Hi, I've been trying to understand the Stern-Gerlach experiment. I've been reading this book which explains how to find the amplitudes of measuring a particle to have a spin 1/2 lined up along some direction.

Here is the book:

http://www-thphys.physics.ox.ac.uk/people/JamesBinney/QBc6.pdf

It's page 107 that confused me: that first matrix equation. The matrix representation of the spin matrix along theta seems to be in the basis of eigenstates of the Sz matrix. But then the object (1, 0) would be the state of the particle having spin along the z axis, in which case the equation doesn't seem to make sense, as it would suggest that the state of having spin along the z axis is an eigenstate of the spin matrix along theta.

Can anyone help here?

 

[Minich]

Can You explain your trouble more explicitly?
Which equations are initial and where is misunderstanding?
(6.114)?

 

[Fredrik]

It's page 107 that confused me: that first matrix equation. The matrix representation of the spin matrix along theta seems to be in the basis of eigenstates of the Sz matrix. But then the object (1, 0) would be the state of the particle having spin along the z axis, in which case the equation doesn't seem to make sense, as it would suggest that the state of having spin along the z axis is an eigenstate of the spin matrix along theta.

The equation would imply that if it had been true for any values of a and b, or at least specifically for a=1,b=0, but it isn't. See (6.117).

 

[rabbit44]

Can You explain your trouble more explicitly?
Which equations are initial and where is misunderstanding?
(6.114)?

Thanks for replying

Yes 6.114, I don't really get where this comes from. I think that

|+,z> = a*|+, p> + b*|-,p>

(where p is theta)

But I think that the matrix representation of sigma.n in 6.114 is in the basis of eigenstates of Sz, i.e. of |+,z> and |-,z>. I think this because the paragraph before 6.114 references 6.111, which is in the basis of eigenkets of Sz.

So if this is the case, is (1, 0) (a column vector), the representation of |+,z>? If this is the case then the left hand side of the equation surely reads:

sigma.n [ a|+,z> + b|-,z>] which isn't the same as the right hand side of [ a|+,z> + b|-,z>] as |+,z> isn't an eigenket of sigma.n

??ARGH?

Thanks

 

[rabbit44]

The equation would imply that if it had been true for any values of a and b, or at least specifically for a=1,b=0, but it isn't. See (6.117).

Sorry would you mind elaborating, I don't fully understand this. Sorry if I'm being very slow!

 

[Fredrik]

What 6.114-6.117 says is that if (a,b) is an eigenvector, then a and b must be specifically those numbers specified by 6.117. So (1,0) is clearly not an eigenvector (of $\hat n\cdot\vec\sigma$). (You said in #1 that the equation suggests that it is).

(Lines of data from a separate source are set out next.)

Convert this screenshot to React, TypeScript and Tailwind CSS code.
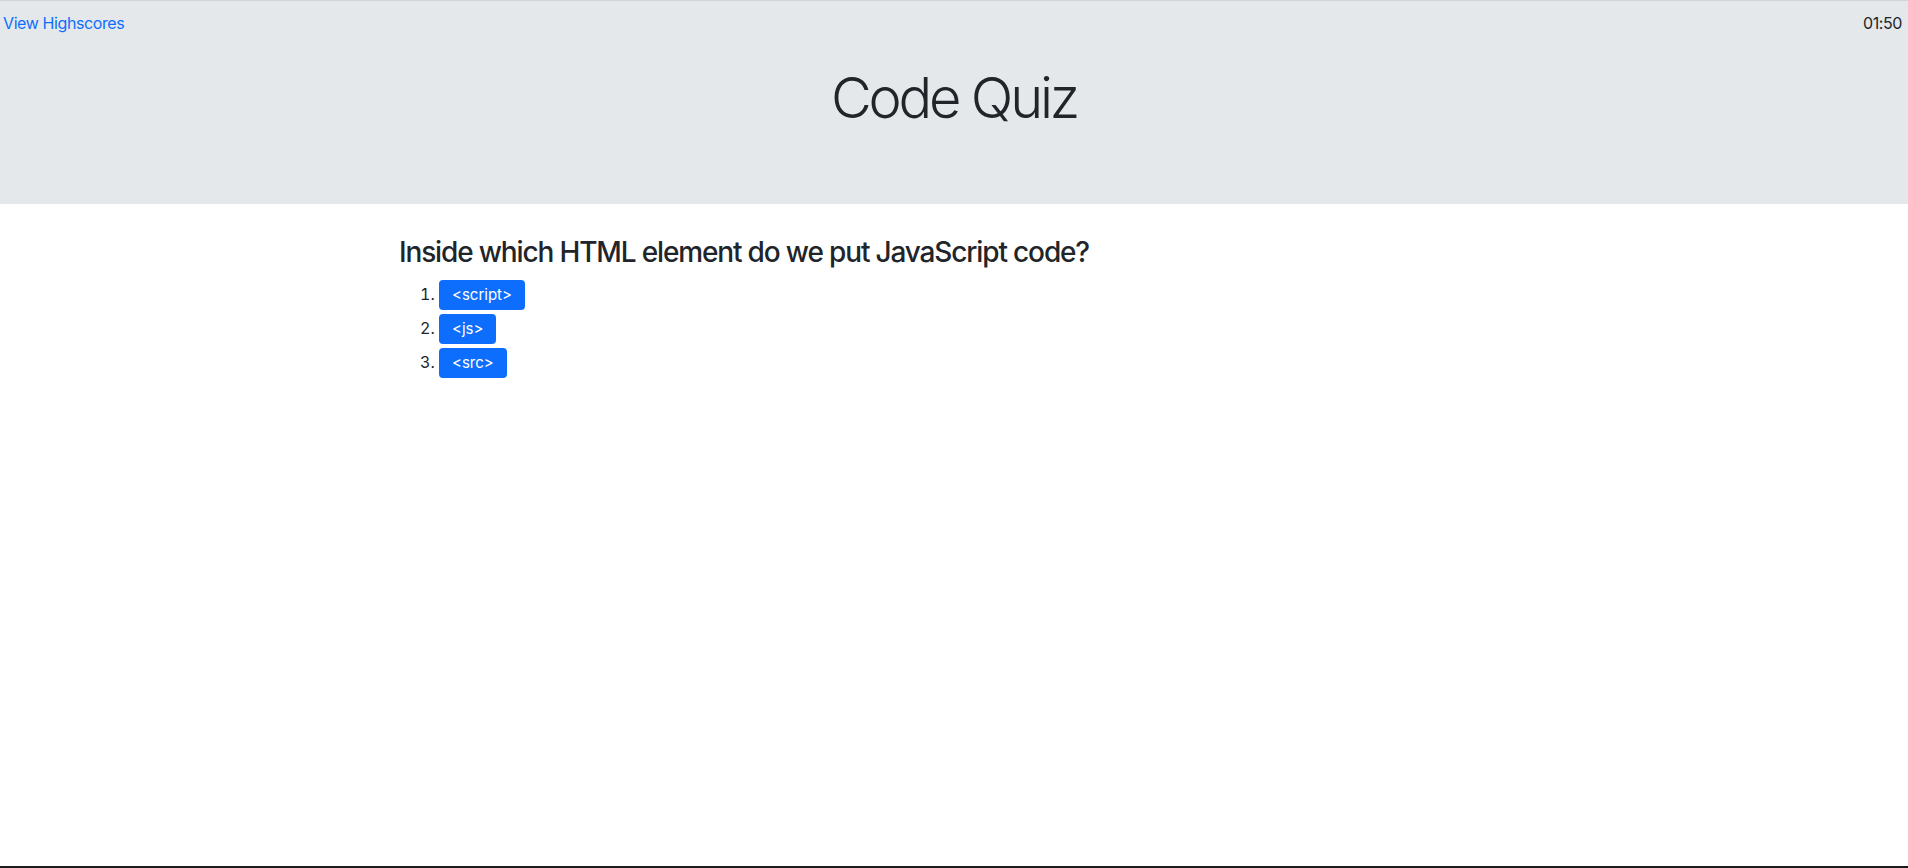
import { useState } from 'react';

const choices = ['<script>', '<js>', '<src>'];

export default function App() {
  const [time] = useState('01:50');

  return (
    <div className="min-h-[868px] flex flex-col bg-white text-[#212529] font-['Inter','Liberation_Sans',sans-serif]">
      <header className="bg-[#e4e8eb] border-t border-[#cfd4d9] pb-[72px]">
        <div className="flex justify-between items-start pt-[10px] px-[3px] pr-[6px] text-[16px] leading-6 tracking-[-0.4px]">
          <a href="#" className="text-[#0d6efd]">View Highscores</a>
          <span>{time}</span>
        </div>
        <h1 className="mt-[30px] text-center text-[56px] leading-[1.2] font-light tracking-[-3.2px]">Code Quiz</h1>
      </header>

      <main className="flex-1 w-full max-w-[1140px] mx-auto px-[15px] pt-[32px]">
        <h3 className="text-[28px] leading-[1.2] font-medium mb-2 tracking-[-1.15px]">Inside which HTML element do we put JavaScript code?</h3>
        <ol className="list-decimal pl-10 text-[16px]">
          {choices.map((c) => (
            <li key={c} className="py-[2px]">
              <button className="h-[30px] px-[13px] rounded bg-[#0d6efd] text-white text-[15px] leading-none align-baseline">
                {c}
              </button>
            </li>
          ))}
        </ol>
      </main>

      <div className="h-[2px] bg-[#1c1c1c]" />
    </div>
  );
}
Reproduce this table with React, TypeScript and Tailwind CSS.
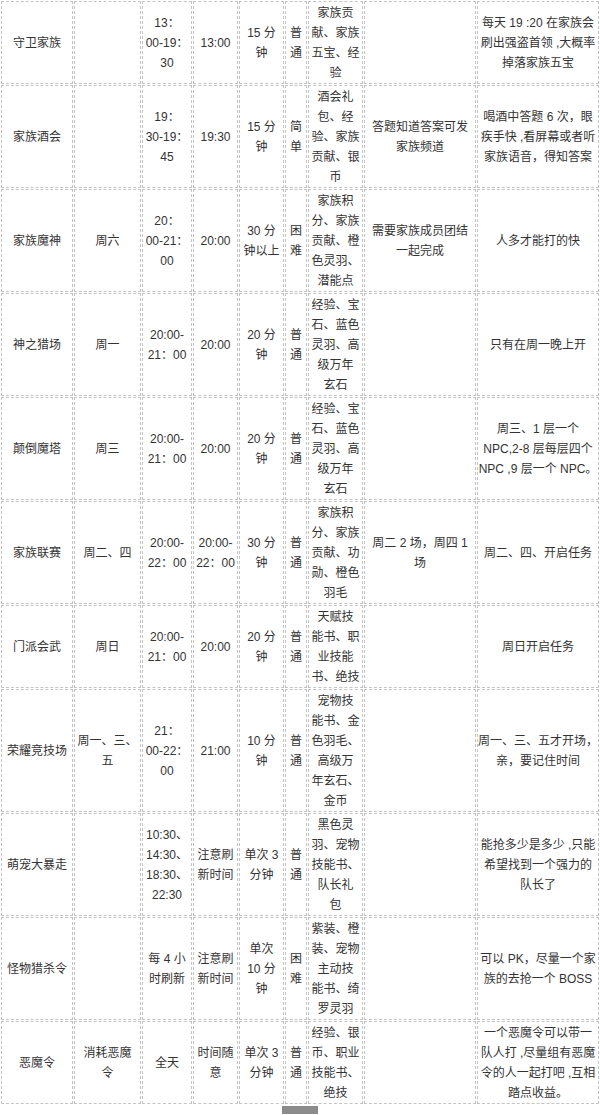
import React from "react";

type Row = string[][];

const rows: Row[] = [
  [["守卫家族"], [], ["13：", "00-19：", "30"], ["13:00"], ["15 分", "钟"], ["普", "通"], ["家族贡", "献、家族", "五宝、经", "验"], [], ["每天 19 :20 在家族会", "刷出强盗首领 ,大概率", "掉落家族五宝"]],
  [["家族酒会"], [], ["19：", "30-19：", "45"], ["19:30"], ["15 分", "钟"], ["简", "单"], ["酒会礼", "包、经", "验、家族", "贡献、银", "币"], ["答题知道答案可发", "家族频道"], ["喝酒中答题 6 次，眼", "疾手快 ,看屏幕或者听", "家族语音，得知答案"]],
  [["家族魔神"], ["周六"], ["20：", "00-21：", "00"], ["20:00"], ["30 分", "钟以上"], ["困", "难"], ["家族积", "分、家族", "贡献、橙", "色灵羽、", "潜能点"], ["需要家族成员团结", "一起完成"], ["人多才能打的快"]],
  [["神之猎场"], ["周一"], ["20:00-", "21：00"], ["20:00"], ["20 分", "钟"], ["普", "通"], ["经验、宝", "石、蓝色", "灵羽、高", "级万年", "玄石"], [], ["只有在周一晚上开"]],
  [["颠倒魔塔"], ["周三"], ["20:00-", "21：00"], ["20:00"], ["20 分", "钟"], ["普", "通"], ["经验、宝", "石、蓝色", "灵羽、高", "级万年", "玄石"], [], ["周三、1 层一个", "NPC,2-8 层每层四个", "NPC ,9 层一个 NPC。"]],
  [["家族联赛"], ["周二、四"], ["20:00-", "22：00"], ["20:00-", "22：00"], ["30 分", "钟"], ["普", "通"], ["家族积", "分、家族", "贡献、功", "勋、橙色", "羽毛"], ["周二 2 场，周四 1", "场"], ["周二、四、开启任务"]],
  [["门派会武"], ["周日"], ["20:00-", "21：00"], ["20:00"], ["20 分", "钟"], ["普", "通"], ["天赋技", "能书、职", "业技能", "书、绝技"], [], ["周日开启任务"]],
  [["荣耀竞技场"], ["周一、三、", "五"], ["21：", "00-22：", "00"], ["21:00"], ["10 分", "钟"], ["普", "通"], ["宠物技", "能书、金", "色羽毛、", "高级万", "年玄石、", "金币"], [], ["周一、三、五才开场，", "亲，要记住时间"]],
  [["萌宠大暴走"], [], ["10:30、", "14:30、", "18:30、", "22:30"], ["注意刷", "新时间"], ["单次 3", "分钟"], ["普", "通"], ["黑色灵", "羽、宠物", "技能书、", "队长礼", "包"], [], ["能抢多少是多少 ,只能", "希望找到一个强力的", "队长了"]],
  [["怪物猎杀令"], [], ["每 4 小", "时刷新"], ["注意刷", "新时间"], ["单次", "10 分", "钟"], ["困", "难"], ["紫装、橙", "装、宠物", "主动技", "能书、绮", "罗灵羽"], [], ["可以 PK，尽量一个家", "族的去抢一个 BOSS"]],
  [["恶魔令"], ["消耗恶魔", "令"], ["全天"], ["时间随", "意"], ["单次 3", "分钟"], ["普", "通"], ["经验、银", "币、职业", "技能书、", "绝技"], [], ["一个恶魔令可以带一", "队人打 ,尽量组有恶魔", "令的人一起打吧 ,互相", "踏点收益。"]],
];

export default function App() {
  return (
    <div
      className="w-[600px] h-[1115px] bg-white overflow-hidden text-[12px] leading-[20px] text-[#333333]"
      style={{ fontFamily: '"Liberation Sans", "Noto Sans CJK SC", sans-serif' }}
    >
      <div className="grid grid-cols-[72px_67px_50px_45px_45px_22px_55px_112px_122px] gap-px pl-px pt-px">
        {rows.map((row, ri) =>
          row.map((cell, ci) => (
            <div
              key={`${ri}-${ci}`}
              className="border border-dashed border-[#c4c4c4] pt-px flex flex-col items-center justify-center text-center"
            >
              {cell.map((line, li) => (
                <div key={li} className="whitespace-nowrap">
                  {line}
                </div>
              ))}
            </div>
          ))
        )}
      </div>
      <div className="flex justify-center pt-[2px]">
        <div className="ml-[0px] w-[36px] h-[8px] bg-[#8c8c8c]" />
      </div>
    </div>
  );
}
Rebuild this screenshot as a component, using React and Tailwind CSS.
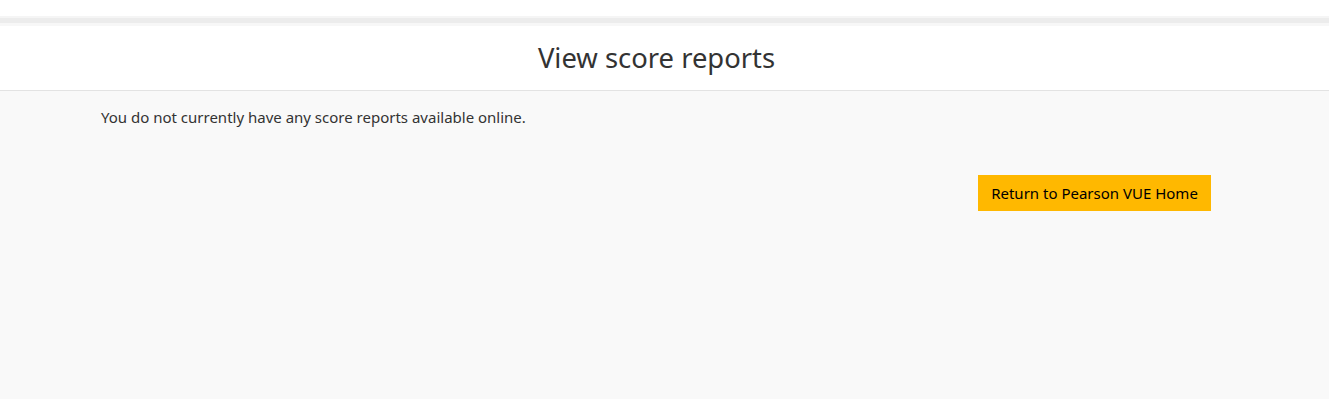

What you said in #4 is correct until the last statement before the argh. The two sides of the equations are the same, if a and b are as in 6.117. You seem to be assuming that a linear combination of two eigenvectors with different eigenvalues can't be an eigenvector of some other operator. That assumption is wrong.

 

[rabbit44]

What 6.114-6.117 says is that if (a,b) is an eigenvector, then a and b must be specifically those numbers specified by 6.117. So (1,0) is clearly not an eigenvector (of $\hat n\cdot\vec\sigma$). (You said in #1 that the equation suggests that it is).

What you said in #4 is correct until the last statement before the argh. The two sides of the equations are the same, if a and b are as in 6.117. You seem to be assuming that a linear combination of two eigenvectors with different eigenvalues can't be an eigenvector of some other operator. That assumption is wrong.

Ah OK so what I said where the two sides is correct, but I was incorrect in saying that they can't equal?

What is the reason for setting (a,b) as an eigenvector of sigma.n? (last question I promise!)

Thanks

 

[Fredrik]

Ah OK so what I said where the two sides is correct, but I was incorrect in saying that they can't equal?

If the word "where" is supposed to be "were", then yes. That's what the equation says, and the equality holds.

What is the reason for setting (a,b) as an eigenvector of sigma.n? (last question I promise!)

Because he wants to find out which linear combinations of |z+> and |z-> are eigenvectors of $\hat n\cdot\vec S$. He's not "setting" (a,b) as an eigenvector. He's determining what the eigenvectors are.